Grief is hard. Even on the “easy” days, it’s still hard. I’ve had moments of joy and happiness poke through, and those moments have been beautiful.


We just stepped into November. The holidays are here. End of story.


No but for real, I’ve made such progress in my grief that I thought the holidays may not be “as” bad as I anticipated. Let’s all laugh together. 🤡😂

I mean I knew they would be hard….. it’s the baby’s first birthday, our first thanksgiving, our first Christmas, memories from last year that are so strong in my brain that we cannot physically share with Josh. But THIS HARD? I didn’t realize it would knock the breath out of me again, like it did in early grief. But I’m learning in my widowed mom grief group that this is so so so so normal. We can’t judge our progress in grief by how we feel around holidays, death anniversaries, birthdays, ect. Every day is new territory.
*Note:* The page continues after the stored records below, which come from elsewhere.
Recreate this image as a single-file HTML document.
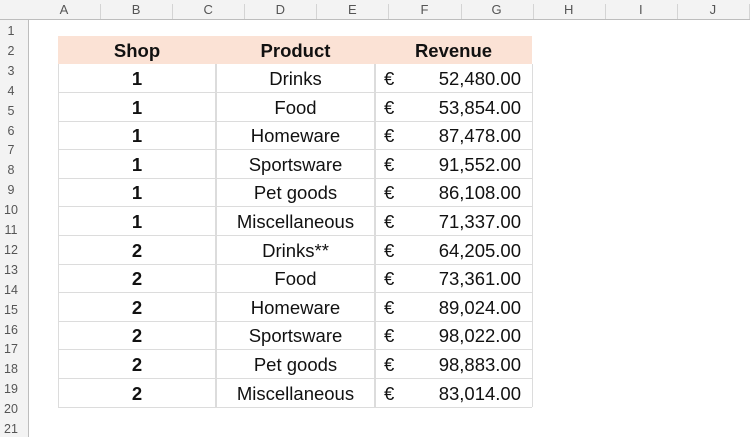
<!DOCTYPE html>
<html><head><meta charset="utf-8"><style>
body{margin:0;width:750px;height:437px;background:#fff;font-family:"Liberation Sans",sans-serif;position:relative;overflow:hidden}
.ch{position:absolute;top:0;height:19px;background:#f3f3f3;border-bottom:1px solid #bdbdbd;left:0;width:750px}
.cl{position:absolute;top:2px;font-size:13px;color:#555;width:72px;text-align:center}
.cs{position:absolute;top:4px;width:1px;height:15px;background:#d4d4d4}
.rh{position:absolute;left:0;top:20px;width:28px;height:417px;background:#f3f3f3;border-right:1px solid #bdbdbd}
.rl{position:absolute;left:0;width:22px;text-align:center;font-size:12.5px;color:#555}
.hd{position:absolute;left:58px;top:36px;width:474px;height:28px;background:#fbe2d5}
.t{position:absolute;font-size:18.5px;color:#111;text-align:center;line-height:30px}
.b{font-weight:bold}
.row{position:absolute;left:58px;width:474px;height:28px;border-bottom:1px solid #dcdcdc}
.v{position:absolute;left:58px;width:1px;background:#dcdcdc}
</style></head><body>
<div class="ch"></div>
<div class="rh"></div>
<div class="hd"></div>
<div id="c"></div>
<script>
var cols="ABCDEFGHIJ",h="";
for(var i=0;i<10;i++){var x=28+i*72.1;h+='<div class="cl" style="left:'+x+'px">'+cols[i]+'</div><div class="cs" style="left:'+(x+72)+'px"></div>';}
for(var r=1;r<=21;r++){h+='<div class="rl" style="top:'+(24+(r-1)*19.9)+'px">'+r+'</div>';}
h+='<div class="t b" style="left:58px;top:36px;width:158px">Shop</div><div class="t b" style="left:216px;top:36px;width:159px">Product</div><div class="t b" style="left:375px;top:36px;width:157px">Revenue</div>';
var d=[[1,"Drinks","52,480.00"],[1,"Food","53,854.00"],[1,"Homeware","87,478.00"],[1,"Sportsware","91,552.00"],[1,"Pet goods","86,108.00"],[1,"Miscellaneous","71,337.00"],[2,"Drinks**","64,205.00"],[2,"Food","73,361.00"],[2,"Homeware","89,024.00"],[2,"Sportsware","98,022.00"],[2,"Pet goods","98,883.00"],[2,"Miscellaneous","83,014.00"]];
for(var k=0;k<12;k++){var y=64+k*28.6;
h+='<div class="row" style="top:'+y+'px"></div>';
h+='<div class="t b" style="left:58px;top:'+y+'px;width:158px">'+d[k][0]+'</div>';
h+='<div class="t" style="left:216px;top:'+y+'px;width:159px">'+d[k][1]+'</div>';
h+='<div class="t" style="left:384px;top:'+y+'px;text-align:left">€</div>';
h+='<div class="t" style="left:380px;top:'+y+'px;width:141px;text-align:right">'+d[k][2]+'</div>';}
h+='<div class="v" style="left:58px;top:64px;height:343px"></div><div class="v" style="left:215px;top:64px;height:343px;width:2px"></div><div class="v" style="left:374px;top:64px;height:343px;width:2px"></div><div class="v" style="left:532px;top:64px;height:343px"></div>';
document.getElementById('c').outerHTML=h;
</script>
</body></html>
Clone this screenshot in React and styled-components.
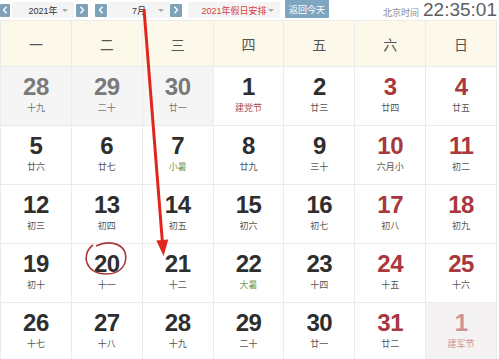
import * as React from "react";
import styled, { createGlobalStyle } from "styled-components";

const GlobalStyle = createGlobalStyle`
    html, body {
        margin: 0;
        padding: 0;
        background: #ffffff;
        font-family: "Liberation Sans", "Noto Sans CJK SC", sans-serif;
    }
`;

const Pagina = styled.div`
    position: relative;
    width: 499px;
    height: 359px;
    overflow: hidden;
    background: #ffffff;
`;

const Barra = styled.div`
    display: flex;
    align-items: center;
    height: 20px;
    padding-left: 0;
`;

const BotonFlecha = styled.div`
    display: flex;
    align-items: center;
    justify-content: center;
    width: ${(p) => p.$w || 12}px;
    height: 13px;
    margin-left: ${(p) => p.$ml || 0}px;
    background: #7ea3b9;
    border-radius: 1px;
`;

const Selector = styled.div`
    position: relative;
    display: flex;
    align-items: center;
    justify-content: center;
    width: ${(p) => p.$w}px;
    height: 16px;
    margin-left: ${(p) => p.$ml || 0}px;
    background: #f4f4f4;
    color: ${(p) => (p.$rojo ? "#d6403d" : "#333333")};
    font-family: "Liberation Sans", "Noto Sans CJK SC", sans-serif;
    font-size: 9px;

    &::after {
        content: "";
        position: absolute;
        right: 6px;
        top: 7px;
        border-left: 3px solid transparent;
        border-right: 3px solid transparent;
        border-top: 3px solid #a9a9a9;
    }
`;

const BotonHoy = styled.div`
    display: flex;
    align-items: center;
    justify-content: center;
    width: 44px;
    height: 18px;
    margin-left: 5px;
    margin-top: -2px;
    background: #7ea6c0;
    color: #ffffff;
    font-family: "Noto Sans CJK SC", sans-serif;
    font-size: 9px;
    border-radius: 1px;
`;

const Reloj = styled.div`
    display: flex;
    align-items: baseline;
    margin-left: auto;
    margin-right: 2px;
    gap: 4px;
`;

const RelojEtiqueta = styled.span`
    font-family: "Noto Sans CJK SC", sans-serif;
    font-size: 9px;
    color: #8a8a8a;
`;

const RelojHora = styled.span`
    font-family: "Liberation Sans", sans-serif;
    font-size: 19px;
    color: #5e5e5e;
    line-height: 20px;
`;

const Cuadricula = styled.div`
    display: grid;
    grid-template-columns: repeat(7, 1fr);
    grid-template-rows: 45px repeat(5, 58px);
    gap: 1px;
    width: 497px;
    background: #ebebeb;
    border: 1px solid #ebebeb;
    border-bottom: none;
    box-sizing: border-box;
`;

const Cabecera = styled.div`
    display: flex;
    align-items: center;
    justify-content: center;
    background: #fdf9ea;
    color: #555555;
    font-family: "Noto Sans CJK SC", sans-serif;
    font-size: 14px;
`;

const colores = {
    normal: { fondo: "#ffffff", num: "#2e2e2e", sub: "#555555" },
    finde: { fondo: "#ffffff", num: "#a8383d", sub: "#555555" },
    previo: { fondo: "#f5f5f5", num: "#7a7a7a", sub: "#777777" },
    siguiente: { fondo: "#f4f2f2", num: "#cf9396", sub: "#cf8f93" },
};

const Celda = styled.div`
    display: flex;
    flex-direction: column;
    align-items: center;
    padding-top: 9px;
    background: ${(p) => colores[p.$tipo].fondo};
`;

const Numero = styled.div`
    font-family: "Liberation Sans", sans-serif;
    font-weight: bold;
    font-size: 24px;
    line-height: 22px;
    letter-spacing: -0.5px;
    color: ${(p) => colores[p.$tipo].num};
`;

const Lunar = styled.div`
    margin-top: 4px;
    font-family: "Noto Sans CJK SC", sans-serif;
    font-size: 9px;
    line-height: 12px;
    color: ${(p) =>
        p.$fiesta === "rojo"
            ? "#a94a4a"
            : p.$fiesta === "verde"
            ? "#79a05c"
            : colores[p.$tipo].sub};
`;

const Anotacion = styled.svg`
    position: absolute;
    left: 0;
    top: 0;
    pointer-events: none;
`;

const Chevron = ({ dir }) => (
    <svg width="6" height="8" viewBox="0 0 6 8">
        <path
            d={dir === "izq" ? "M4.5 0.8 L1.5 4 L4.5 7.2" : "M1.5 0.8 L4.5 4 L1.5 7.2"}
            stroke="#ffffff"
            strokeWidth="1.4"
            fill="none"
        />
    </svg>
);

const dias = ["一", "二", "三", "四", "五", "六", "日"];

const semanas = [
    [[28, "十九", "previo"], [29, "二十", "previo"], [30, "廿一", "previo"], [1, "建党节", "normal", "rojo"], [2, "廿三"], [3, "廿四"], [4, "廿五"]],
    [[5, "廿六"], [6, "廿七"], [7, "小暑", "normal", "verde"], [8, "廿九"], [9, "三十"], [10, "六月小"], [11, "初二"]],
    [[12, "初三"], [13, "初四"], [14, "初五"], [15, "初六"], [16, "初七"], [17, "初八"], [18, "初九"]],
    [[19, "初十"], [20, "十一"], [21, "十二"], [22, "大暑", "normal", "verde"], [23, "十四"], [24, "十五"], [25, "十六"]],
    [[26, "十七"], [27, "十八"], [28, "十九"], [29, "二十"], [30, "廿一"], [31, "廿二"], [1, "建军节", "siguiente"]],
];

const App = () => {
    return (
        <Pagina>
            <GlobalStyle />
            <Barra>
                <BotonFlecha $w={10}>
                    <Chevron dir="izq" />
                </BotonFlecha>
                <Selector $w={62} $ml={2}>2021年</Selector>
                <BotonFlecha $ml={2}>
                    <Chevron dir="der" />
                </BotonFlecha>
                <BotonFlecha $ml={7}>
                    <Chevron dir="izq" />
                </BotonFlecha>
                <Selector $w={62} $ml={1}>7月</Selector>
                <BotonFlecha $ml={0}>
                    <Chevron dir="der" />
                </BotonFlecha>
                <Selector $w={92} $ml={6} $rojo>
                    2021年假日安排
                </Selector>
                <BotonHoy>返回今天</BotonHoy>
                <Reloj>
                    <RelojEtiqueta>北京时间</RelojEtiqueta>
                    <RelojHora>22:35:01</RelojHora>
                </Reloj>
            </Barra>
            <Cuadricula>
                {dias.map((d) => (
                    <Cabecera key={d}>{d}</Cabecera>
                ))}
                {semanas.map((semana, i) =>
                    semana.map(([num, sub, tipo, fiesta], j) => {
                        const t = tipo || (j >= 5 ? "finde" : "normal");
                        return (
                            <Celda key={`${i}-${j}`} $tipo={t}>
                                <Numero $tipo={t}>{num}</Numero>
                                <Lunar $tipo={t} $fiesta={fiesta}>
                                    {sub}
                                </Lunar>
                            </Celda>
                        );
                    })
                )}
            </Cuadricula>
            <Anotacion width="499" height="359" viewBox="0 0 499 359">
                <path
                    d="M93 245 C80 255, 86 274, 106 274 C122 274, 128 263, 125 252 C121 243, 108 240, 96 246"
                    stroke="#a8393c"
                    strokeWidth="1.6"
                    fill="none"
                />
                <line x1="144" y1="9" x2="162.4" y2="242" stroke="#e3241d" strokeWidth="3" />
                <polygon points="163.6,256 156.3,240.5 168.3,239.5" fill="#e3241d" />
            </Anotacion>
        </Pagina>
    );
};

export default App;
Everything I do, every thing we get invited to, every event, party ect is tentative until further notice. I may say no, I may say yes, I may change my mind after saying either…. AND THAT IS OKAY! With much love, Don’t count me as reliable until further notice. 😂🤍 Our home is my safe space. My safe space is where I like to be because I can just be. The holidays don’t change that.


{I am taking it back into the early days of grief, where I protect our peace at all cost, for our peace is expensive. }


It has been 7 months. (Which is still mind blowing to me…) That also means it has been little while since we’ve had a meal dropped off. So many meals were dropped off, phone calls, text etc for the first 2 weeks And then it tapers off, which is normal. Recently, It was a nice surprise when I had a close friend text out of the blue, and ask if she could drop off dinner on the porch. She did just that, and left. She’s def a God send. With now feeling like I did in early grief, I had forgotten how having food dropped off from friends was so nice. My best friend asks me at least monthly what I need from Costco, because she goes and knows my kid loves their frozen mini tacos and I don’t have a membership.. She’s a God send to. It’s the little things that keep me going.
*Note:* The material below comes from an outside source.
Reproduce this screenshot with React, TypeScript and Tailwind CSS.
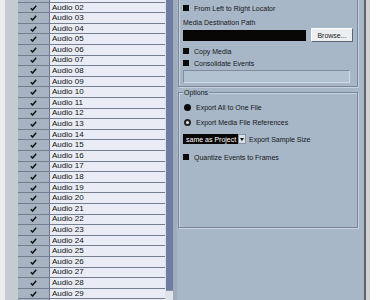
import React from 'react';

const tracks = Array.from({ length: 30 }, (_, i) => `Audio ${String(i + 1).padStart(2, '0')}`);

const CheckMark: React.FC = () => (
    <svg width="7" height="6" viewBox="0 0 7 6" className="block">
        <path d="M0.8 3.2 L2.6 5 L6.2 0.8" fill="none" stroke="#111" strokeWidth="1.5" />
    </svg>
);

const Box: React.FC<{ label: string }> = ({ label }) => (
    <div className="flex items-center h-[10px] gap-[5px]">
        <span className="w-[6px] h-[6px] bg-[#0a0a0a] shrink-0" />
        <span>{label}</span>
    </div>
);

const Radio: React.FC<{ label: string; on?: boolean }> = ({ label, on }) => (
    <div className="flex items-center h-[10px] gap-[5px] pl-[1px]">
        {on ? (
            <span className="w-[7px] h-[7px] rounded-full bg-[#0a0a0a] shrink-0" />
        ) : (
            <span className="w-[7px] h-[7px] rounded-full bg-[#e8ecf0] border-[2px] border-[#222] shrink-0" />
        )}
        <span>{label}</span>
    </div>
);

const TrackList: React.FC = () => (
    <div className="w-[147px] h-full overflow-hidden">
        <div className="mt-[-7.9px]">
            {tracks.map(t => (
                <div key={t} className="flex h-[10.6px] border-b border-[#747e92]">
                    <div className="w-[32px] bg-[#a7b3c0] border-r border-[#6e788c] flex items-center justify-center">
                        <CheckMark />
                    </div>
                    <div className="flex-1 bg-[#e9ecf5] flex items-center pl-[2px] text-[8px] leading-none text-[#111]">
                        {t}
                    </div>
                </div>
            ))}
        </div>
    </div>
);

export default function App() {
    return (
        <div className="w-[380px] h-[300px] overflow-hidden flex bg-white" style={{ fontFamily: '"Liberation Sans", Arial, sans-serif' }}>
            <div className="w-[5px] bg-[#ececec]" />
            <div className="w-[13px] bg-[#c6cbd1]" />
            <TrackList />
            <div className="w-[1px] bg-[#dde1e8]" />
            <div className="w-[7px] bg-[#6d7da3] flex flex-col">
                <div className="flex-1" />
                <div className="h-[10px] bg-[#dfe3ea] border-t border-[#8892a8]" />
            </div>
            <div className="w-[4px] bg-[#a2abb9]" />

            <div className="w-[187px] bg-[#a8b7c7] text-[7px] leading-none text-[#15161a] pl-[1px]">
                <div className="w-[180px] mt-[-10px] border border-[#7b8798] shadow-[1px_1px_0_#c8d3df,inset_1px_1px_0_#c8d3df] pt-[12px] pb-[3px] pl-[4px] pr-[4px]">
                    <Box label="From Left to Right Locator" />
                    <div className="mt-[4px] h-[10px] flex items-center">Media Destination Path</div>
                    <div className="mt-[1px] h-[14px] flex items-center gap-[5px]">
                        <div className="w-[123px] h-[11px] bg-[#080505]" />
                        <div className="w-[42px] h-[14px] bg-[#eceef2] border border-t-[#ffffff] border-l-[#ffffff] border-r-[#5d6474] border-b-[#5d6474] flex items-center justify-center text-[#222]">
                            Browse...
                        </div>
                    </div>
                    <div className="mt-[4px]">
                        <Box label="Copy Media" />
                    </div>
                    <div className="mt-[2px]">
                        <Box label="Consolidate Events" />
                    </div>
                    <div className="mt-[2px] w-[167px] h-[13px] bg-[#b3c2d1] border border-t-[#7f8c9c] border-l-[#7f8c9c] border-r-[#d2dce6] border-b-[#d2dce6]" />
                </div>

                <div className="relative w-[180px] h-[136px] mt-[5px] border border-[#7b8798] shadow-[1px_1px_0_#c8d3df,inset_1px_1px_0_#c8d3df] pt-[9px] pl-[4px]">
                    <span className="absolute left-[4px] top-[-4px] bg-[#a8b7c7] px-[1px]">Options</span>
                    <Radio label="Export All to One File" on />
                    <div className="mt-[5px]">
                        <Radio label="Export Media File References" />
                    </div>
                    <div className="mt-[7px] h-[10px] flex items-center gap-[3px]">
                        <div className="flex h-[10px] w-[63px] bg-[#080505]">
                            <div className="flex-1 flex items-center pl-[3px] text-white">same as Project</div>
                            <div className="w-[8px] bg-[#d9dde5] border border-[#8a93a3] flex items-center justify-center">
                                <svg width="4" height="3" viewBox="0 0 4 3"><path d="M0 0 H4 L2 3 Z" fill="#111" /></svg>
                            </div>
                        </div>
                        <span>Export Sample Size</span>
                    </div>
                    <div className="mt-[8px]">
                        <Box label="Quantize Events to Frames" />
                    </div>
                </div>
            </div>

            <div className="w-[2px] bg-[#5c6272]" />
            <div className="w-[4px] bg-[#d2d2d2]" />
            <div className="flex-1 bg-white" />
        </div>
    );
}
In my own experience, the best thing you can do for your loved ones that are struggling to hold their head above water, as the navigate grief through the holidays is to

1. Give grace without a price

2. Respect their decision or lack there of

3.Give understanding with no judgement

4. Drop off meals on the porch without a visit


And after all of that, if you feel some kind of way, remind yourself it’s not about you. Trust me, it is not! Don’t add more stress to their life by making it about you. The holidays are often times very chaotic. Then you add in grief and it’s even more chaotic..


Even if you aren’t grieving someone, give yourself permission to not exhaust yourself these holidays. There are 365 days in a year. Visit them another day. Yes, life is short, but You don’t have to go to every party, event, dinner, or thing you get invited to between November & December.. The beauty in it is that you get to choose.